Waste Management and Disposal Documentation
Chemical compliance extends beyond storage and use. Waste disposal must be traceable.
Maintain records of:
- Waste transfer notes
- Hazardous waste consignment notes
- Licensed waste carrier details
- Disposal certificates
Improper documentation in this area can trigger both environmental and financial penalties.
Incident and Spill Reports
Every chemical-related incident - however minor - should generate a documented record.
A robust report should capture:
- Date, time and location
- Substance involved
- Root cause analysis
- Immediate corrective actions
- Preventive measures
Incident records provide evidence of continuous improvement and regulatory diligence.
Internal Audit and Inspection Records
Regulators expect organisations to self-monitor.

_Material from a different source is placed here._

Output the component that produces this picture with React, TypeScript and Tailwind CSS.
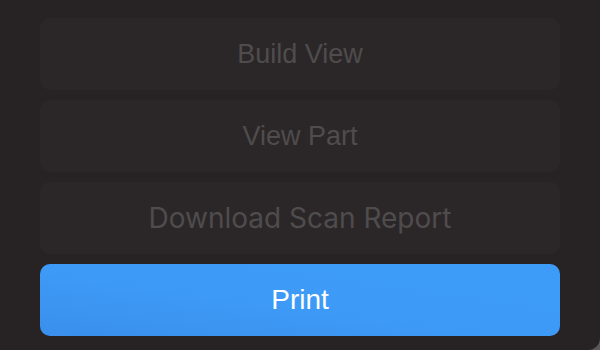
const actions = ["Build View", "View Part"];

export default function App() {
  return (
    <div className="h-[350px] w-[600px] overflow-hidden bg-[#5a5859]">
      <div className="flex h-full w-full flex-col gap-[10px] rounded-br-[12px] bg-[#272324] px-10 pt-[18px]">
        {actions.map((label) => (
          <button
            key={label}
            type="button"
            className="flex h-[72px] w-full items-center justify-center rounded-[10px] bg-[#2b2728] font-['Liberation_Sans',Arial,sans-serif] text-[27px] text-[#4f4c4d]"
          >
            {label}
          </button>
        ))}
        <button
          type="button"
          className="flex h-[72px] w-full items-center justify-center rounded-[10px] bg-[#2b2728] font-['Inter',sans-serif] text-[28px] text-[#4f4c4d]"
        >
          Download Scan Report
        </button>
        <button
          type="button"
          className="flex h-[72px] w-full items-center justify-center rounded-[10px] bg-gradient-to-tr from-[#3a90ec] via-[#3d9bf7] to-[#3e9cf9] font-['Liberation_Sans',Arial,sans-serif] text-[28px] text-white"
        >
          Print
        </button>
      </div>
    </div>
  );
}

Audit documentation should demonstrate:
- Inspection schedules
- Findings and risk ratings
- Assigned corrective actions
- Evidence of closure
- Management review
An audit trail transforms compliance from reactive to proactive.

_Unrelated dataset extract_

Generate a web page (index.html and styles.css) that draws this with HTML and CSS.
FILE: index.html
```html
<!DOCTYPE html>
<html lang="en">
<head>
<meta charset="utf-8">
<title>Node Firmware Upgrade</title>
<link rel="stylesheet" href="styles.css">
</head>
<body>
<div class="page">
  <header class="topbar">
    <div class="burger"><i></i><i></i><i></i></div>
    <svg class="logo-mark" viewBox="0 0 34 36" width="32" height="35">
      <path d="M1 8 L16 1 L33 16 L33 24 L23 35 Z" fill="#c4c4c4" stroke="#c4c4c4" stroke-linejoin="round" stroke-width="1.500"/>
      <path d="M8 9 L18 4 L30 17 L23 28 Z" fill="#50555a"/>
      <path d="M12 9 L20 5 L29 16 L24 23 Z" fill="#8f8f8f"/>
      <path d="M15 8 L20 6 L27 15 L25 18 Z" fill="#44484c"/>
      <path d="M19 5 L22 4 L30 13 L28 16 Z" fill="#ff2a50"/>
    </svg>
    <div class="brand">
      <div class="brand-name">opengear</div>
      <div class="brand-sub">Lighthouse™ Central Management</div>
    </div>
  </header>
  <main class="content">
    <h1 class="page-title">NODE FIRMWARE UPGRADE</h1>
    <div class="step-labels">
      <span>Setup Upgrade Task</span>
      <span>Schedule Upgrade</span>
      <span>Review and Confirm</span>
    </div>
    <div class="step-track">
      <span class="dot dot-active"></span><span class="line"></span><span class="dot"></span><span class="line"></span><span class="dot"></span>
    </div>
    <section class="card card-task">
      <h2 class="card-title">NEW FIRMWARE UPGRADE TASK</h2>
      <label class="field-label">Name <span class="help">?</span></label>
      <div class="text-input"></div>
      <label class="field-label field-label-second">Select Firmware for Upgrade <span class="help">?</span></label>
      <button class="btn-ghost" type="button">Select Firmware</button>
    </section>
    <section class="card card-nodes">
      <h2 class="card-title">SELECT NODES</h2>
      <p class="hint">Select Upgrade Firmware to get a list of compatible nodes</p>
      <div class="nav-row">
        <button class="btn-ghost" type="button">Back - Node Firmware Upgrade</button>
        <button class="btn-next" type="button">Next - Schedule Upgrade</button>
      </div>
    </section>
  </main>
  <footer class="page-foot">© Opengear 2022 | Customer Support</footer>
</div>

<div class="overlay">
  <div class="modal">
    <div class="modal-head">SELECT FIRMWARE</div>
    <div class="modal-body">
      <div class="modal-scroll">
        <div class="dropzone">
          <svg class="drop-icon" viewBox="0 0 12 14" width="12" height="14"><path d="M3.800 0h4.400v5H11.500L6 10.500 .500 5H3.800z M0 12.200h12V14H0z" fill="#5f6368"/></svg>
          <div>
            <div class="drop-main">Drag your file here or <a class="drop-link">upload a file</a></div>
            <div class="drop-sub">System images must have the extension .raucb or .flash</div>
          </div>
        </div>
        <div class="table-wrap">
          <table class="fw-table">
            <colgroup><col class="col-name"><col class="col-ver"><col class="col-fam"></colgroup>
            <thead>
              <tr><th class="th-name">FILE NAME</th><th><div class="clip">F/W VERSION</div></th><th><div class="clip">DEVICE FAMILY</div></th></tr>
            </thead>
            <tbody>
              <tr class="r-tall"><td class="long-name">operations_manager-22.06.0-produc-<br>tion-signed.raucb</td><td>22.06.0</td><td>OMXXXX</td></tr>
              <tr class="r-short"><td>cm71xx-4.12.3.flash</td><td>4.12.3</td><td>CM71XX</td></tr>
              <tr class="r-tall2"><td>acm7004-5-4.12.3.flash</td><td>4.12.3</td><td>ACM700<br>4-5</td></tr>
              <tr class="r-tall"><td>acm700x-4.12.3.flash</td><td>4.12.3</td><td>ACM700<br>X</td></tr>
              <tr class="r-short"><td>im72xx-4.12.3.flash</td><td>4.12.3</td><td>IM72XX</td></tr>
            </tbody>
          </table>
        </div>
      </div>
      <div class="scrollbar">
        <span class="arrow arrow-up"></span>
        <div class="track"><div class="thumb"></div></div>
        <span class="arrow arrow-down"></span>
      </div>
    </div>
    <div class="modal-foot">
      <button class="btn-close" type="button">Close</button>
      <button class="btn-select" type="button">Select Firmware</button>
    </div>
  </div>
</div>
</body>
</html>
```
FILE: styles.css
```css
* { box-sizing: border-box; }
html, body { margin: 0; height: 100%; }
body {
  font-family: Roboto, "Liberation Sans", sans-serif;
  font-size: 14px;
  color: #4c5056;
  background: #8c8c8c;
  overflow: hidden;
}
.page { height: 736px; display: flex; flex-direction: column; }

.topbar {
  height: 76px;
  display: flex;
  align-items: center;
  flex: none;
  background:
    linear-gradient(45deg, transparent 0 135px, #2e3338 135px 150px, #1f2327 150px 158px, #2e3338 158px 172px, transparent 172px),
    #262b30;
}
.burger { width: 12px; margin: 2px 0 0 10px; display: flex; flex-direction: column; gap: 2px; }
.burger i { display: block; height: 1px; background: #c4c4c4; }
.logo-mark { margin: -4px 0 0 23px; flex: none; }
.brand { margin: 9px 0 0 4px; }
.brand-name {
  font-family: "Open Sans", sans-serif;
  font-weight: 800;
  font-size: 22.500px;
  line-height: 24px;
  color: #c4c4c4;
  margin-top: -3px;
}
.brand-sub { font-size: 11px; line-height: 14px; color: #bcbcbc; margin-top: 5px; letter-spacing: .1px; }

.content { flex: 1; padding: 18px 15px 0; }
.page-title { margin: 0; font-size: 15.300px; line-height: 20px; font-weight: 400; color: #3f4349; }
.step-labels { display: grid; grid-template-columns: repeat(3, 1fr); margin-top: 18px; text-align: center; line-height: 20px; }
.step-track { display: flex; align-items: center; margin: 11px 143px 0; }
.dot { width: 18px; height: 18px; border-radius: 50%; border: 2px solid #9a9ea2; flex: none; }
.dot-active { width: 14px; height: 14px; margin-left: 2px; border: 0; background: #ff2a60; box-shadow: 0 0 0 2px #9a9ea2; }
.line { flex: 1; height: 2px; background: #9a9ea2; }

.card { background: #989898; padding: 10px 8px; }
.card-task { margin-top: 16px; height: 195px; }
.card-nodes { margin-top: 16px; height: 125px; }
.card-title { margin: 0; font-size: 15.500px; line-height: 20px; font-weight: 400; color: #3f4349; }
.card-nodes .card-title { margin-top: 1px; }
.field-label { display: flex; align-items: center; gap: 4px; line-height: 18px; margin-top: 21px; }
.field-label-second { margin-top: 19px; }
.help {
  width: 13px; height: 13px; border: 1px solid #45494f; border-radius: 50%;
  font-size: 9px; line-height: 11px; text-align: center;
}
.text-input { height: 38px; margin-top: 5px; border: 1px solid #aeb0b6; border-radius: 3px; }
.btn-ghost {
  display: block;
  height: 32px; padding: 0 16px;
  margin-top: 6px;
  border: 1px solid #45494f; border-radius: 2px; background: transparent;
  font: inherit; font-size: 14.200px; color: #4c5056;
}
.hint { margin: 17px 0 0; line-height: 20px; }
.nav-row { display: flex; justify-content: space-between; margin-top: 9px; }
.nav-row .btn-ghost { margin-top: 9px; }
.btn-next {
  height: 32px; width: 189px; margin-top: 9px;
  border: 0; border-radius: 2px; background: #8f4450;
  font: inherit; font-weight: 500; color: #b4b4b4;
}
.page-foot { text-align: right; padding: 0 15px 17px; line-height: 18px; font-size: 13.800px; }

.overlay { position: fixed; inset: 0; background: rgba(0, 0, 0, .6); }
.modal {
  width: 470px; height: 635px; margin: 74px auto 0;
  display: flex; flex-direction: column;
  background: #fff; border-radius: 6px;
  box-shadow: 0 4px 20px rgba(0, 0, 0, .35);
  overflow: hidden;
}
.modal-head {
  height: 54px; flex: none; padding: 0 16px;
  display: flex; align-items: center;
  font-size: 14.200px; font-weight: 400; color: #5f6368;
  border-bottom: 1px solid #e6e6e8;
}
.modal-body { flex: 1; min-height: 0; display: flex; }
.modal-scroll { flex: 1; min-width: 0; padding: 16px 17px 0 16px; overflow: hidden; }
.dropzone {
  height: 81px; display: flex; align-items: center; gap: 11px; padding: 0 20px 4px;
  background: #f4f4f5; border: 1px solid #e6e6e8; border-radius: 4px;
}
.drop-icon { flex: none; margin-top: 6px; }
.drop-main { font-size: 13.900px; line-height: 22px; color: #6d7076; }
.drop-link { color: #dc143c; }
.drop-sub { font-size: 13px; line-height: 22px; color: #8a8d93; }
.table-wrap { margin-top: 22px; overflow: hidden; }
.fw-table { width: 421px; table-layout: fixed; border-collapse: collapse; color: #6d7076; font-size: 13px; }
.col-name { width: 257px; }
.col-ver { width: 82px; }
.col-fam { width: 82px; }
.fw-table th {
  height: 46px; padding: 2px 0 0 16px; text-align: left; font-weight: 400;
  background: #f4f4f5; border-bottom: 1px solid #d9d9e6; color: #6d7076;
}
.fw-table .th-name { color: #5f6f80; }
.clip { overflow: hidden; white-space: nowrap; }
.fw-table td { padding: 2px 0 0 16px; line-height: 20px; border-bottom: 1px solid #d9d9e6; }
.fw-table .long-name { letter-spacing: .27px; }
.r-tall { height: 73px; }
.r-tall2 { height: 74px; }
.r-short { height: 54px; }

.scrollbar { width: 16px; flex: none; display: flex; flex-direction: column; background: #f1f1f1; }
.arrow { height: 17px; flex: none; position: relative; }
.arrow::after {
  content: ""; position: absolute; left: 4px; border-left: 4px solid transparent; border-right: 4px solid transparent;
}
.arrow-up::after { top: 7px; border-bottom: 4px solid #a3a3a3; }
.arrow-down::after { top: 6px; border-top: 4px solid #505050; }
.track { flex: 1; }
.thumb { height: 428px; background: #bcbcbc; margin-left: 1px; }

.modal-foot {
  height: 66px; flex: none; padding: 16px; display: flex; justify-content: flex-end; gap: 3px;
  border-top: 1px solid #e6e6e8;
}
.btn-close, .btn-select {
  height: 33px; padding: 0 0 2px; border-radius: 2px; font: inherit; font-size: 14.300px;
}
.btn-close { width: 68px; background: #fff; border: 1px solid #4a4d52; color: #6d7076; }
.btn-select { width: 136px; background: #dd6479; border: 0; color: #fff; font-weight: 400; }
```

Common Documentation Pitfalls
Even mature organisations encounter recurring issues:
-
Fragmented records across multiple systems
-
Manual spreadsheets with no version control
-
SDS stored locally instead of centrally
-
Unclear document ownership
-
Missed review deadlines
-
Inconsistent audit methodologies
The result? Delays during inspections and unnecessary regulatory risk.
Chemical compliance documentation must be structured, searchable and auditable.
Moving from Paper Trails to Digital Control
Modern chemical management requires more than shared folders and static files.
A digital HSEQ platform enables organisations to:
- Centralise SDS and chemical inventories
- Automate review reminders
- Standardise risk assessment templates
- Track corrective actions in real time
- Maintain complete audit trails
- Integrate incident reporting with compliance workflows
A digital HSEQ platform supports structured documentation, task ownership and real-time visibility - all critical for maintaining chemical compliance in complex environments.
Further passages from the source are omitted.